In Queer as Folk, Stuart is out and proud and wants nothing whatsoever to do with the heterosexual lifestyle.  He accuses Vince of being “a straight man who f*cks men” and of “wanting a wife”, simply because Vince appears to want to settle down in a monogamous relationship.  For Stuart, being gay means promiscuity, drugs and clubs; it means embracing a whole alternate lifestyle – there are no grey areas.  As he tells Martin Brooks (he of the wife and dodgy roof) – “you either do it or you don’t, but don’t be a tourist.”

In part, the development of the gay culture that Stuart embraces was a reaction to the increasing homophobia and marginalisation of gays throughout the latter half of the 20th century.  Homosexual acts may have been decriminalised in 1967, but by no means did this allow gay people to enjoy the same lifestyle as their heterosexual peers.  They had no hope of marriage or children, the things that many people aspired to.  They were ostracised in every area of society, from education to the military, and media and politics.

This reached a head in the 1980s, with the AIDS crisis heightening the stigma of promiscuity and recklessness, and with the introduction of Section 28 of the Local Government Act in 1988, which stated that a local authority should not intentionally promote homosexuality or present it as normal.  In the light of this, it is little wonder that a gay subculture developed.  If society deemed them to be abnormal, then they would reject everything that society said they should be, and places such as Canal Street developed to accommodate these separate communities.

Canal Street itself developed as Manchester’s gay village following the decline in the use of canals and the collapse of the cotton industry by the 1960s.  The unlit and unvisited Canal Street made a good place for clandestine meetings.  During the 1980s, Manchester’s Chief of Police, James Anderton, an evangelical Christian, encouraged police officers to “stalk its dank alleys and expose anyone caught in a clinch, while police motorboats with spotlights cruised for gay men around the canal's locks and bridges.”
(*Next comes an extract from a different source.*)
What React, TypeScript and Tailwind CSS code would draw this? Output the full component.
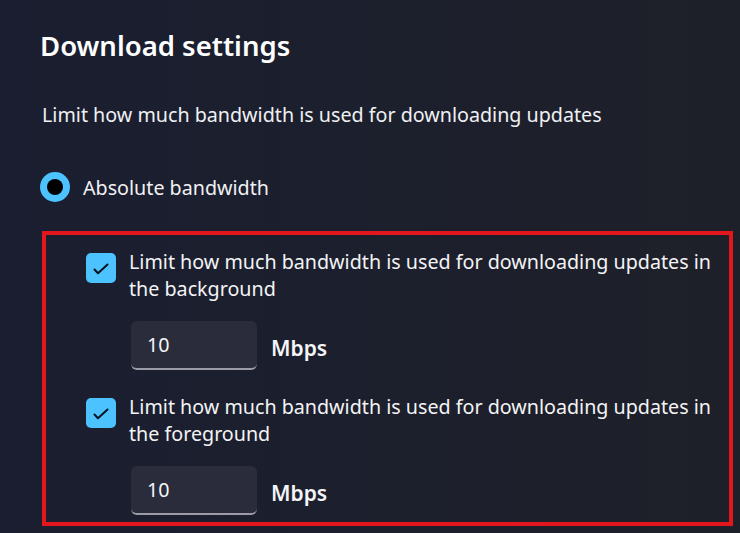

Everything changed in 1990, with the opening of the glass-fronted club Manto - an antithesis to the notion that gay people should hide themselves away.  The club lost money initially, as people were afraid to be seen there, but other clubs and bars soon grew up around it, transforming Canal Street into a vibrant gay community.

Manto closed its doors last year.  The face of Canal Street, the Village and the gay scene as a whole is changingPeople complain that Canal Street is now too ‘straight’, overrun with hen-dos and tourists, in part a result of the ‘Queer as Folk-effect’.  Gay bars elsewhere in the UK are losing money too, since there is a declining desire for segregated bars.  And now there is a division opening up between those in the gay community who want to retain their separate lifestyle and those who want to live the traditional heterosexual lifestyle, now that they can have it too.  There has been some tension over customers being turned away from clubs for ‘not looking gay enough’.
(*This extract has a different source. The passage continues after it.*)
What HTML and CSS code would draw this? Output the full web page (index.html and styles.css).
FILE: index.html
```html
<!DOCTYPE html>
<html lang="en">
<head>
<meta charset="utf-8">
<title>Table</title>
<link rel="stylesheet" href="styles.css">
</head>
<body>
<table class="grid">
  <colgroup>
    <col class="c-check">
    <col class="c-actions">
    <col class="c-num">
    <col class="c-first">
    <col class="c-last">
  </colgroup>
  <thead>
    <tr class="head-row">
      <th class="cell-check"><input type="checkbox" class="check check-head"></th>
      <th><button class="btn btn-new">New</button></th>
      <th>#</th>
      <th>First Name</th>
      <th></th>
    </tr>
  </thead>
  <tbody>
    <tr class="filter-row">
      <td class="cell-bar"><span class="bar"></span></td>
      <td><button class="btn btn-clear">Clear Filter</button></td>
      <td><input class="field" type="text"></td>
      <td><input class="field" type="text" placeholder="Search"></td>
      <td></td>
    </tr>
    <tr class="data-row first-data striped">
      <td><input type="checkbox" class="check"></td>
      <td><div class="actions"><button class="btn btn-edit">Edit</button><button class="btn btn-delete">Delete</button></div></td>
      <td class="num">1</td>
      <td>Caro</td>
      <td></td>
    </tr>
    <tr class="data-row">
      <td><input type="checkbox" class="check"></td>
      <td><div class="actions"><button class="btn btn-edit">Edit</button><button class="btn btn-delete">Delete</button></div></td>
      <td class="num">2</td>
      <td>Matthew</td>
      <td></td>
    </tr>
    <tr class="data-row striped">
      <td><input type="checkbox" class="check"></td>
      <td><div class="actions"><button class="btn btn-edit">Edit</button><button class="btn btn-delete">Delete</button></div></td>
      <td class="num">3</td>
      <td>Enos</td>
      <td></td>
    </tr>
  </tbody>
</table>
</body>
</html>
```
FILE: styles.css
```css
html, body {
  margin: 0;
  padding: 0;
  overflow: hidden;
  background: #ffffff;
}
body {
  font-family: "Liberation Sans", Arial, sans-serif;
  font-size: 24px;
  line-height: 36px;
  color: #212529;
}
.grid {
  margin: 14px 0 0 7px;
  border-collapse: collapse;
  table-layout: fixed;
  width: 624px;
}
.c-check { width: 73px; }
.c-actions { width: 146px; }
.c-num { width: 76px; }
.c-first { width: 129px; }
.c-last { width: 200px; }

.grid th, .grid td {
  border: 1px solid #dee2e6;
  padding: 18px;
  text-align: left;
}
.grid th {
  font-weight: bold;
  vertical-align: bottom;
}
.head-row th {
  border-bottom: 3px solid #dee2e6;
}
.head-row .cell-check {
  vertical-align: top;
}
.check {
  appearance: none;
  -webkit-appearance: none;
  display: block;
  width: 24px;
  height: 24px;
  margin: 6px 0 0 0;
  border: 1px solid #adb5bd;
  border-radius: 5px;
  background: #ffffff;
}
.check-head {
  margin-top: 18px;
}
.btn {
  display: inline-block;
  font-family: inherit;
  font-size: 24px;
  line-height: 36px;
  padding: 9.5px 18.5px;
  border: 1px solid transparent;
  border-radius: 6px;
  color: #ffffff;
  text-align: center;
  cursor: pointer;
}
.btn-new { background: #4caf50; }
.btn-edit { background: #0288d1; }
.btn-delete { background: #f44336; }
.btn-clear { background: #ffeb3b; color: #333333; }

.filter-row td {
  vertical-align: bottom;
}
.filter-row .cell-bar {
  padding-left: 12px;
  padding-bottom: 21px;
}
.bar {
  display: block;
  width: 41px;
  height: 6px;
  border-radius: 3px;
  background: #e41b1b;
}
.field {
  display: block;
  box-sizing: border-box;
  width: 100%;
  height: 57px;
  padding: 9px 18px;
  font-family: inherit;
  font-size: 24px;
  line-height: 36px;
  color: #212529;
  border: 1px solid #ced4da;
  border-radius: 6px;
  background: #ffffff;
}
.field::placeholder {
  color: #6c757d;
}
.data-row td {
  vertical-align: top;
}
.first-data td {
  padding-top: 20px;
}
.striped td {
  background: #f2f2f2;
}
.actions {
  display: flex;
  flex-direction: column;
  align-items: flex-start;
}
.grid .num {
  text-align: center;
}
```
What would Stuart Jones make of all this?  Would he be a middle aged party boy still holding the same beliefs or a responsible father embracing the changes?  Could Stuart’s world still exist in 2014?  It’s true that homosexuality is becoming more accepted but it has not yet been normalised.  Although traditional gender roles are gradually becoming more blurred, homophobia certainly hasn’t been stamped out.  Fifteen years has gone by, and we’re all getting older.  Some things have changed, but others, sadly, haven’t: there is still a long way to go before a person’s sexuality doesn’t define them.  Stuart and Vince and Nathan may well still be out there partying away.  And if Russell T. Davies is so inclined, there’s certainly a few fans who would be interested in finding out what they're up to.